The case has been well made by many others to get rid of single-family zoning, such as: 1) we need more land to accommodate the people who are already here or will move here in the next 25 years; 2) we must increase density to take advantage of Seattle’s transit rich urban corridors and nodes to fight climate change; and 3) single family zoning was a tool of systemic racism, resulting in segregation and multi-generational loss of wealth for BIPOC people, and must be rejected.

But will lifting single family zoning really accomplish these things? To address number one, we need to upzone significantly. Looking at the experience of Minneapolis, it is unclear that single family property owners will rush to sell or convert their homes for triplexes and townhomes, even in a hot real estate market. Number two: to take advantage of Seattle’s rich transit service (relative to the suburbs), we need all the new people moving here with high incomes to give up their cars (or at least greatly reduce their use) – but it is unclear that is happening either. And finally, to repair the harm done to BIPOC communities over the last 100 years, it is unclear that a wave of new construction in single family zone areas will increase affordability or accrue benefits to BIPOC households.

Relaxing single-family zoning is not the cure-all and, by itself, may actually exacerbate existing racial inequity and disparity. We acknowledge and agree that racialized zoning got us into this mess, and that single-family zoning continues to be a problem, but getting rid of it alone does not undo the damage:

  • In no way does it restore the loss of multi-generational wealth to BIPOC communities specifically named in racial covenants.
  • In no way does it guarantee a right to return to all the families and households pushed out over the last 30 years.
  • In no way does it guarantee future BIPOC households the opportunity to move into these newly re-zoned areas.
  • Finally, unless done with explicit centering of their needs, it may not even give BIPOC communities a shot at creating generational community and family wealth in the future.

How to get zoning for racial justice right

We join many other organizations calling for a more racially and economically just future for Seattle. Our contribution is to call for non-market driven development outcomes at a significant scale, e.g., that up to 1/3 of land in high displacement risk areas be owned and stewarded by non-profit or public entities.

To assess this potential, we suggest the following actions:

1. City planners should model potential location outcomes for low-income households, BIPOC communities, immigrants and refugees, queer people, and disabled persons, (all of whom currently face barriers in the real estate market and are at risk of displacement) for each of the alternatives.

It is not enough to project that more housing supply will automatically increase equity. The City must estimate who will live where after the changes to zoning, who will economically reap the rewards, and who is most likely to be displaced. We urge the City to find sophisticated consultants and analysts who know how to develop models that drill down to race, ethnicity, gender, and ability. This data will be critical to making an informed choice.

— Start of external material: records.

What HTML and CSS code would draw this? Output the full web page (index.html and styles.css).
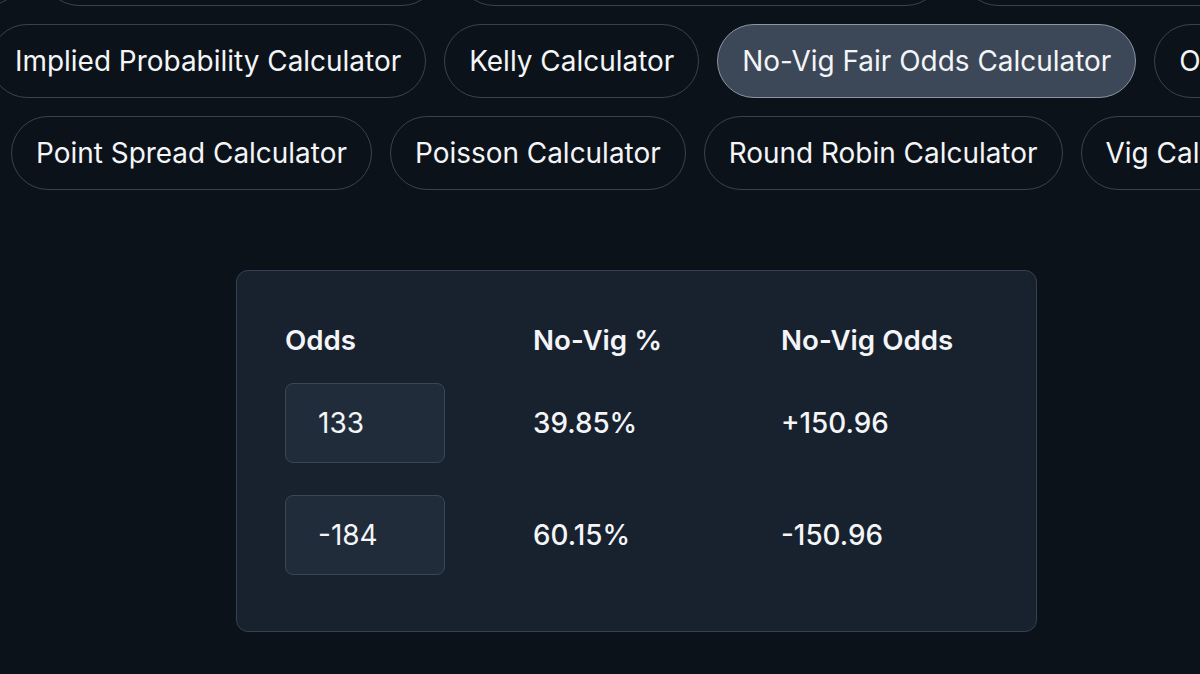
FILE: index.html
```html
<!DOCTYPE html>
<html lang="en">
<head>
<meta charset="utf-8">
<title>No-Vig Fair Odds Calculator</title>
<link rel="stylesheet" href="styles.css">
</head>
<body>
<nav class="tools">
  <div class="pill-row row-a">
    <a class="pill">Hedge Calculator</a>
    <a class="pill">Expected Value Calculator</a>
    <a class="pill">Closing Line Value Bet Calculator</a>
    <a class="pill">Free Bet Calculator</a>
  </div>
  <div class="pill-row row-b">
    <a class="pill">Implied Probability Calculator</a>
    <a class="pill">Kelly Calculator</a>
    <a class="pill active">No-Vig Fair Odds Calculator</a>
    <a class="pill">Odds Converter</a>
  </div>
  <div class="pill-row row-c">
    <a class="pill">Point Spread Calculator</a>
    <a class="pill">Poisson Calculator</a>
    <a class="pill">Round Robin Calculator</a>
    <a class="pill">Vig Calculator</a>
  </div>
</nav>

<main class="card">
  <div class="grid head">
    <div>Odds</div>
    <div>No-Vig %</div>
    <div>No-Vig Odds</div>
  </div>
  <div class="rows">
    <div class="grid row">
      <input class="odds-input" type="text" value="133">
      <div class="value">39.85%</div>
      <div class="value">+150.96</div>
    </div>
    <div class="grid row">
      <input class="odds-input" type="text" value="-184">
      <div class="value">60.15%</div>
      <div class="value">-150.96</div>
    </div>
  </div>
</main>
</body>
</html>
```

FILE: styles.css
```css
html, body {
  margin: 0;
  padding: 0;
}

body {
  background: #0c121a;
  color: #f3f5f7;
  font-family: Inter, "Noto Sans", "Liberation Sans", sans-serif;
  width: 1200px;
  height: 674px;
  overflow: hidden;
}

.tools {
  display: flex;
  flex-direction: column;
  gap: 18px;
  margin-top: -68px;
}

.pill-row {
  display: flex;
  gap: 18px;
  white-space: nowrap;
}

.row-a { margin-left: -255px; }
.row-b { margin-left: -10px; }
.row-c { margin-left: 11px; }

.pill {
  flex: none;
  display: block;
  height: 72px;
  line-height: 72px;
  padding: 0 24px;
  border: 1px solid #374352;
  border-radius: 37px;
  font-size: 27.95px;
  font-weight: 400;
  color: #f3f5f7;
}

.pill.active {
  background: #3c4757;
  border-color: #8c96a3;
}

.card {
  width: 703px;
  margin: 80px 0 0 236px;
  padding: 49px 48px 56px 48px;
  background: #18212e;
  border: 1px solid #364251;
  border-radius: 12px;
}

.grid {
  display: grid;
  grid-template-columns: repeat(3, 1fr);
  column-gap: 41px;
  align-items: center;
}

.head {
  font-size: 27.7px;
  font-weight: 600;
  line-height: 40px;
}

.rows {
  margin-top: 23px;
  display: flex;
  flex-direction: column;
  gap: 32px;
}

.odds-input {
  box-sizing: border-box;
  width: 160px;
  height: 80px;
  padding: 0 0 0 32px;
  background: #212c3b;
  border: 1px solid #3a4656;
  border-radius: 8px;
  color: #f3f5f7;
  font-family: inherit;
  font-size: 28px;
  font-weight: 400;
  outline: none;
}

.value {
  font-size: 27.8px;
  font-weight: 500;
}
```
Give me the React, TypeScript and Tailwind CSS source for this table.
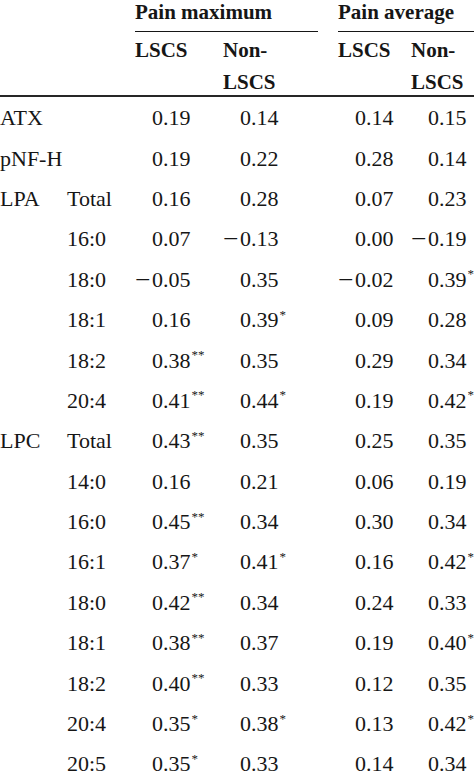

2. In all analyses of the alternatives, the City should assess what large-scale, community-led development and land ownership would mean for racial equity and environmental benefits.

There is evidence that higher density options will create more available land for development and that could include Community Stewardship of Land. But what happens when we assume stable, low-income BIPOC neighborhoods in both high-risk and low-risk displacement areas, based on widespread community stewardship of land? How would community stewardship of land help public transit use? How does it impact open space, resiliency, and sustainability?

3. The City should assess the impact of preserving all older multi-family buildings and the contribution that it would make to climate resilience, affordability, and racial equity.

The assessment should apply across all alternatives the City chooses to study. Preserving older buildings is the most effective strategy to stabilize communities in the face of gentrification and redevelopment, both residential and commercial. Again, this kind of analysis reduces the wishful thinking that increasing building envelopes creates opportunity for all – instead, it allows us to imagine what equity would look like and provide opportunity for real comparison.